Waller-Bridge breaks the fourth wall throughout both seasons with her character’s relatable, reckless, but ever on-point monologue to camera.
The device takes another turn as Fleabag’s asides are noticed by a priest. The “hot priest,” as he is known on the internet, played by Andrew Scott of Moriarty/Sherlock fame, keeps asking Fleabag where she goes when she speaks to camera. The fourth wall turns in on itself and becomes part of the narrative itself.
Waller-Bridge has called the device a “relationship with the camera” akin to “confession.” The relationship develops as richly as Fleabag’s other relationships, and its development is perhaps the most overarching and important plot of the entire show.
(WARNING: SPOILERS)
Throughout the first season, the confession was a confession of guilt. Fleabag slowly reveals over the course of the season that having sex with her best friend Boo’s boyfriend led to Boo’s tragic death. When the viewer sees what she has done for the first time in the climax of the first season, Fleabag flees from the camera for the first time, fully seen and fully ashamed, and doesn’t talk to the camera for the last five minutes of the finale.
Fleabag flees from the camera for the first time, fully seen and fully ashamed.
In the closing moments, she says of her shame to a bank manager who denied her a loan for her dying café: “Everyone feels like this a little bit and they are just not talking about it … or else I am completely f-ing alone, which isn’t f-ing funny.”
“Everyone makes mistakes,” the manager responds before reconsidering her application and saving her café.
Waller-Bridge closed the first season there, where we find out what Fleabag was hiding from the camera, and she was reticent to renew the show for a second season, until she came up with a reason for her to speak to the camera again: the priest seeing that she looks to the camera.
Whereas Fleabag turns to worthless men throughout the first season, the priest is a different type of man. The hot priest swears, drinks, and admits his own doubts about faith and religion with ease, maybe a shock to the general populace but familiar to those of us who know pastors. By his own words, the priest wants to help Fleabag, giving her a Bible with highlighted verses and opening his doors to her if she wants to talk about anything.
The hot priest swears, drinks, and admits his own doubts about faith and religion with ease, maybe a shock to the general populace but familiar to those of us who know pastors.
But more importantly, the priest pays attention to self-proclaimed atheist Fleabag. When no one else can see Fleabag when she turns to camera, he does.
“Where’d you just go?” the priest asks as they sit on a bench outside the church drinking gin and tonic and discussing celibacy and why he won’t have sex with her. Fleabag denies his insight into her asides with utter confusion because no one in the series has noticed her talking to camera before.
Her need for confession is seen by the man who professionally takes people’s confessions. And later, he encourages her into the confession booth with him on the other side. Fleabag finally breaks, trusting the priest with her confession.
“I want someone to tell me what to wear every morning,” she says as she launches into a litany of desires for dependence. “I think I just want someone to tell me how to live my life, Father, because so far I think I’ve been getting it wrong.”

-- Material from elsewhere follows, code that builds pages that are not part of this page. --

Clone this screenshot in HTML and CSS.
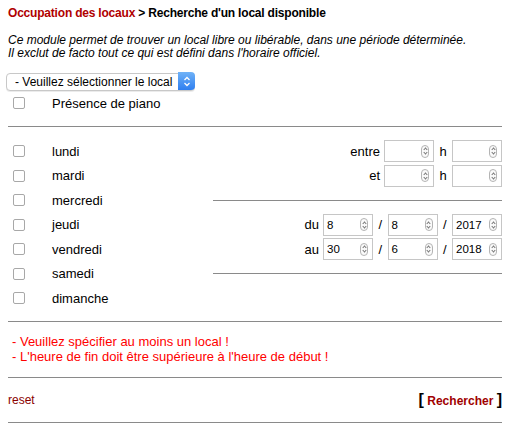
FILE: index.html
```html
<!DOCTYPE html>
<html lang="fr">
<head>
<meta charset="utf-8">
<title>Recherche d'un local disponible</title>
<link rel="stylesheet" href="styles.css">
</head>
<body>
<div class="page">
  <h1 class="title"><a class="crumb" href="#">Occupation des locaux</a> &gt; Recherche d'un local disponible</h1>
  <p class="intro">Ce module permet de trouver un local libre ou libérable, dans une période déterminée.<br>Il exclut de facto tout ce qui est défini dans l'horaire officiel.</p>

  <div class="select-wrap">
    <select class="local">
      <option>- Veuillez sélectionner le local</option>
    </select>
    <span class="select-arrow"><svg width="8" height="11" viewBox="0 0 8 11"><path d="M1.5 4 L4 1.5 L6.5 4 M1.5 7 L4 9.5 L6.5 7" fill="none" stroke="#fff" stroke-width="1.3"/></svg></span>
  </div>

  <div class="row piano">
    <span class="cb"></span>
    <span class="label">Présence de piano</span>
  </div>

  <hr class="rule">

  <div class="days">
    <div class="day"><span class="cb"></span><span class="label">lundi</span></div>
    <div class="day"><span class="cb"></span><span class="label">mardi</span></div>
    <div class="day"><span class="cb"></span><span class="label">mercredi</span></div>
    <div class="day"><span class="cb"></span><span class="label">jeudi</span></div>
    <div class="day"><span class="cb"></span><span class="label">vendredi</span></div>
    <div class="day"><span class="cb"></span><span class="label">samedi</span></div>
    <div class="day"><span class="cb"></span><span class="label">dimanche</span></div>

    <div class="side">
      <div class="srow"><span class="lbl">entre</span><span class="num"><span class="val"></span><span class="spin"></span></span><span class="sep">h</span><span class="num"><span class="val"></span><span class="spin"></span></span></div>
      <div class="srow"><span class="lbl">et</span><span class="num"><span class="val"></span><span class="spin"></span></span><span class="sep">h</span><span class="num"><span class="val"></span><span class="spin"></span></span></div>
      <div class="srow"><hr class="srule"></div>
      <div class="srow"><span class="lbl">du</span><span class="num"><span class="val">8</span><span class="spin"></span></span><span class="sep slash">/</span><span class="num"><span class="val">8</span><span class="spin"></span></span><span class="sep slash">/</span><span class="num"><span class="val">2017</span><span class="spin"></span></span></div>
      <div class="srow"><span class="lbl">au</span><span class="num"><span class="val">30</span><span class="spin"></span></span><span class="sep slash">/</span><span class="num"><span class="val">6</span><span class="spin"></span></span><span class="sep slash">/</span><span class="num"><span class="val">2018</span><span class="spin"></span></span></div>
      <div class="srow"><hr class="srule"></div>
    </div>
  </div>

  <hr class="rule">

  <div class="errors">
    <div>- Veuillez spécifier au moins un local !</div>
    <div>- L'heure de fin doit être supérieure à l'heure de début !</div>
  </div>

  <hr class="rule">

  <div class="actions">
    <a class="reset" href="#">reset</a>
    <span class="submit"><span class="br">[</span> <a href="#">Rechercher</a> <span class="br">]</span></span>
  </div>

  <hr class="rule">
</div>
</body>
</html>
```

FILE: styles.css
```css
html, body {
  margin: 0;
  padding: 0;
  background: #fff;
}
body {
  font-family: "Liberation Sans", Arial, sans-serif;
  color: #000;
}
.page {
  padding: 6px 11px 0 8px;
}
.title {
  margin: 0;
  font-size: 12px;
  letter-spacing: -0.2px;
  font-weight: bold;
  line-height: 15px;
}
.crumb {
  color: #b00000;
  text-decoration: none;
}
.intro {
  margin: 13px 0 0 0;
  font-size: 12px;
  font-style: italic;
  line-height: 13px;
}
.select-wrap {
  position: relative;
  display: inline-block;
  margin: 12px 0 0 -2px;
  height: 18px;
  vertical-align: top;
}
.local {
  -webkit-appearance: none;
  appearance: none;
  width: 189px;
  height: 18px;
  margin: 0;
  padding: 0 0 0 8px;
  border: 1px solid #c8c8c8;
  border-radius: 4px;
  background: #fff;
  font-family: "Liberation Sans", Arial, sans-serif;
  font-size: 12px;
  color: #000;
  box-shadow: 0 1px 0 rgba(0,0,0,0.08);
}
.select-arrow {
  position: absolute;
  right: 0;
  top: 0;
  width: 17px;
  height: 18px;
  border-radius: 0 4px 4px 0;
  background: linear-gradient(#6fb2f7, #2f7ff0);
  display: flex;
  align-items: center;
  justify-content: center;
}
.row {
  display: flex;
  align-items: center;
}
.piano {
  height: 26px;
  margin-bottom: 10px;
}
.cb {
  display: inline-block;
  width: 10px;
  height: 10px;
  border: 1px solid #a8a8a8;
  border-radius: 2px;
  background: #fff;
  margin-left: 5px;
  flex: none;
}
.label {
  font-size: 13px;
  margin-left: 27px;
}
.rule {
  margin: 0;
  border: 0;
  border-top: 1px solid #8a8a8a;
  height: 0;
}
.days {
  display: grid;
  grid-template-columns: 205px 1fr;
  grid-template-rows: repeat(7, 24.5px);
  padding: 12px 0 10px 0;
}
.day {
  grid-column: 1;
  display: flex;
  align-items: center;
}
.side {
  grid-column: 2;
  grid-row: 1 / span 6;
  display: grid;
  grid-template-rows: repeat(6, 24.5px);
}
.srow {
  display: flex;
  align-items: center;
  justify-content: flex-end;
  font-size: 13px;
}
.srule {
  width: 100%;
  margin: 0;
  border: 0;
  border-top: 1px solid #8a8a8a;
}
.lbl {
  margin-right: 4px;
}
.sep {
  width: 18px;
  text-align: center;
}
.sep.slash {
  width: 14.5px;
}
.num {
  display: inline-flex;
  align-items: center;
  justify-content: space-between;
  box-sizing: border-box;
  width: 50px;
  height: 22px;
  border: 1px solid #c6c6c6;
  background: #fff;
  padding: 0 4px 0 3px;
  font-size: 11.5px;
}
.spin {
  width: 6px;
  height: 11px;
  border: 1px solid #b4b4b4;
  border-radius: 4px;
  position: relative;
  background: #fafafa;
}
.spin::before,
.spin::after {
  content: "";
  position: absolute;
  left: 1.5px;
  width: 2px;
  height: 2px;
  border-color: #777;
  border-style: solid;
  border-width: 1px 0 0 1px;
}
.spin::before {
  top: 2.5px;
  transform: rotate(45deg);
}
.spin::after {
  bottom: 2.5px;
  transform: rotate(225deg);
}
.errors {
  padding: 12px 0 13px 4px;
  font-size: 13px;
  line-height: 15px;
  color: #ff0000;
}
.actions {
  display: flex;
  justify-content: space-between;
  align-items: center;
  height: 44px;
}
.reset {
  color: #8b0000;
  text-decoration: none;
  font-size: 12px;
}
.submit {
  font-size: 12px;
  font-weight: bold;
}
.submit a {
  color: #a00000;
  text-decoration: none;
}
.br {
  font-size: 16px;
  color: #000;
}
```
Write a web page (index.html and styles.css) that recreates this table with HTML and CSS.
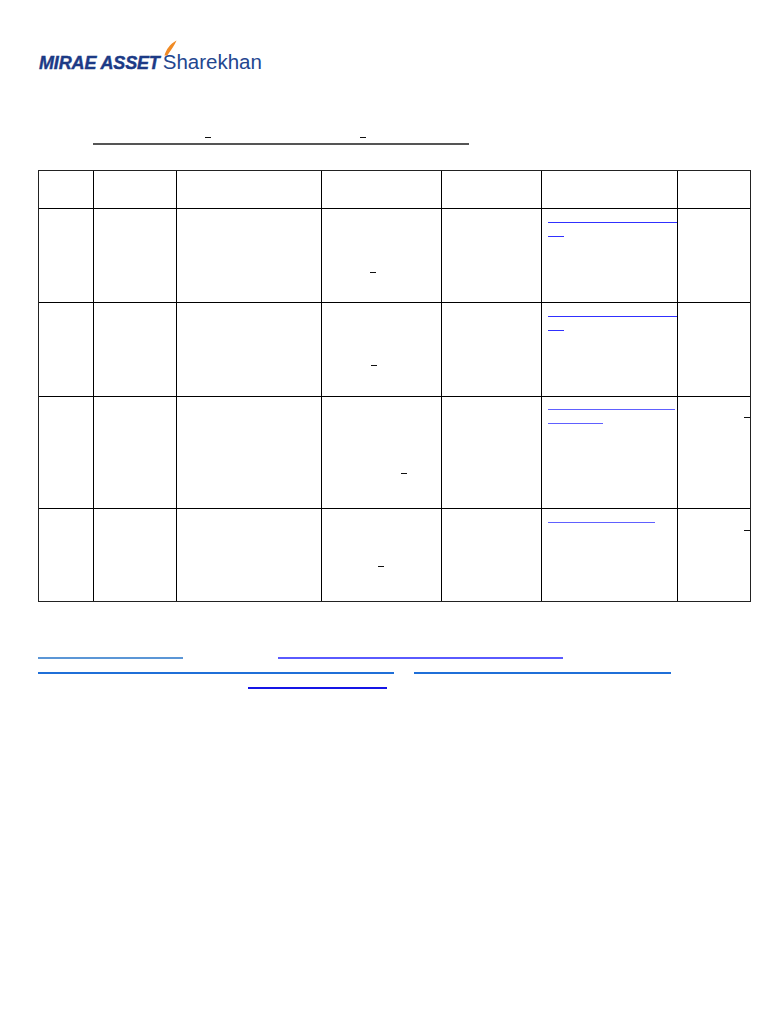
FILE: index.html
```html
<!DOCTYPE html>
<html lang="en">
<head>
<meta charset="utf-8">
<title>Mirae Asset Sharekhan</title>
<link rel="stylesheet" href="styles.css">
</head>
<body>
<div class="page">
  <header class="logo">
    <span class="mirae">MIRAE ASSET</span>
    <span class="share">
      <svg class="swoosh" width="13" height="16" viewBox="0 0 14 17" preserveAspectRatio="none" aria-hidden="true">
        <path d="M0.5 16.5 C2.5 10 6 4.5 13.5 0.5 C11.5 5.5 7.5 10.5 3.5 16.5 Z" fill="#f08a24"/>
      </svg>
      Sharekhan
    </span>
  </header>

  <div class="title">
    <span class="tdash tdash1"></span>
    <span class="tdash tdash2"></span>
  </div>

  <div class="grid">
    <div class="c"></div><div class="c"></div><div class="c"></div><div class="c"></div><div class="c"></div><div class="c"></div><div class="c"></div>

    <div class="c"></div><div class="c"></div><div class="c"></div>
    <div class="c"><span class="dash d1"></span></div>
    <div class="c"></div>
    <div class="c"><span class="ln lnA w129 mt13"></span><span class="ln lnA w16 mt13"></span></div>
    <div class="c"></div>

    <div class="c"></div><div class="c"></div><div class="c"></div>
    <div class="c"><span class="dash d2"></span></div>
    <div class="c"></div>
    <div class="c"><span class="ln lnA w129 mt13"></span><span class="ln lnA w16 mt13"></span></div>
    <div class="c"></div>

    <div class="c"></div><div class="c"></div><div class="c"></div>
    <div class="c"><span class="dash d3"></span></div>
    <div class="c"></div>
    <div class="c"><span class="ln lnB w127 mt12"></span><span class="ln lnB w55 mt13"></span></div>
    <div class="c"><span class="dash e1"></span></div>

    <div class="c"></div><div class="c"></div><div class="c"></div>
    <div class="c"><span class="dash d4"></span></div>
    <div class="c"></div>
    <div class="c"><span class="ln lnB w107 mt13"></span></div>
    <div class="c"><span class="dash e2"></span></div>
  </div>

  <footer class="foot">
    <div class="frow r1"><span class="fl fa"></span><span class="fl fb"></span></div>
    <div class="frow r2"><span class="fl fc"></span><span class="fl fd"></span></div>
    <div class="frow r3"><span class="fl fe"></span></div>
  </footer>
</div>
</body>
</html>
```

FILE: styles.css
```css
html, body {
  margin: 0;
  padding: 0;
  background: #fff;
}
body {
  font-family: "Liberation Sans", Arial, sans-serif;
  width: 768px;
  height: 1024px;
}
.page {
  padding: 40px 0 0 38px;
}
.logo {
  display: flex;
  align-items: flex-end;
  height: 32px;
  margin-left: 1px;
}
.mirae {
  font-weight: bold;
  font-style: italic;
  font-size: 18px;
  line-height: 18px;
  color: #1c3a86;
  letter-spacing: -0.15px;
  -webkit-text-stroke: 0.4px #1c3a86;
}
.share {
  position: relative;
  font-size: 20.5px;
  line-height: 20px;
  color: #23468f;
  margin-left: 3px;
}
.swoosh {
  position: absolute;
  left: 1px;
  top: -12px;
}
.title {
  position: relative;
  margin: 68px 0 0 55px;
  width: 376px;
  height: 3px;
  border-bottom: 2px solid #555;
}
.tdash {
  position: absolute;
  top: -3px;
  width: 6px;
  height: 1px;
  background: #111;
}
.tdash1 { left: 112px; }
.tdash2 { left: 267px; }

.grid {
  margin-top: 25px;
  display: grid;
  grid-template-columns: 54px 82px 144px 119px 99px 135px 72px;
  grid-template-rows: 37px 93px 93px 111px 92px;
  gap: 1px;
  background: #000;
  border: 1px solid #222;
  width: 711px;
}
.c {
  background: #fff;
  display: flex;
  flex-direction: column;
  align-items: flex-start;
}
.dash {
  display: block;
  width: 6px;
  height: 1px;
  background: #111;
}
.d1 { margin: 63px 0 0 48px; }
.d2 { margin: 62px 0 0 49px; }
.d3 { margin: 76px 0 0 79px; }
.d4 { margin: 57px 0 0 56px; }
.e1 { margin: 20px 0 0 66px; }
.e2 { margin: 21px 0 0 66px; }

.ln {
  display: block;
  height: 0;
  margin-left: 6px;
  border-top: 1px solid #3a3aff;
}
.lnA { border-top-color: #3030ff; }
.lnB { border-top-color: #6060ff; border-top-width: 1.5px; }
.w129 { width: 129px; }
.w127 { width: 127px; }
.w107 { width: 107px; }
.w55 { width: 55px; }
.w16 { width: 16px; }
.mt12 { margin-top: 12px; }
.mt13 { margin-top: 13px; }

.foot {
  margin-top: 55px;
}
.frow {
  display: flex;
  height: 1px;
}
.r2, .r3 { margin-top: 14px; }
.fl {
  display: block;
  height: 1px;
}
.fa { width: 145px; background: #5b96d6; height: 1.5px; }
.fb { width: 285px; margin-left: 95px; background: #5a5aff; height: 1.5px; }
.fc { width: 356px; background: #1f6fd8; height: 1.5px; }
.fd { width: 257px; margin-left: 20px; background: #1f6fd8; height: 1.5px; }
.fe { width: 139px; margin-left: 210px; background: #1515e6; height: 1.5px; }
```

In her grief, Fleabag wants to be told what to do because she doesn’t trust her own actions will be good.
Her need for confession is seen by the man who professionally takes people’s confessions.
The priest tells her to kneel, then opens the confession stall, and makes out with Fleabag.
Regardless of if Fleabag has wanted to have sex with the priest since she met him or how many find the confession scene hot, it is an abuse of power. The priest has encouraged Fleabag’s vulnerability, gained her confidence, and then abuses his position. He compromises his vocation not by his swearing or drinking but by the fact that he sees how vulnerable Fleabag is and her need for confession and then turns her attention to himself. Maybe a hot priest, but certainly not a good priest.
A few days later, they eventually have sex in a scene charged with the priest’s struggle and embrace of what is unlawful according to his vows.
Sitting at a bus stop the next day, the priest tells Fleabag that he chooses his vocation and role as priest and tells her never to come to his church again, even as (or because) he also confesses that he loves her as she loves him. After the priest leaves her, she walks away from the camera, motioning for it to stop following her. She smiles to herself and waves goodbye to its witness, a witness that she once leaned upon but no longer needs.
After the priest leaves her, she walks away from the camera, motioning for it to stop following her.
In the first season, Fleabag needed the camera to confess to, as she didn’t know where to place her guilt, but at the close of the second season, she doesn’t need the camera anymore.
Fleabag’s confession in the first season was one of guilt about her friend’s death; the second season’s confession is one of her desire for dependence and doubt in her ability to be good to anyone around her.
The priest has truly seen her and loved her, however problematically, but Fleabag no longer needs the priest to tell her what to do. She doesn’t need him to absolve her sin but she did need to experience his confidence that she will be just fine without him.
Her need for confession is over, she has what she needs: love for herself.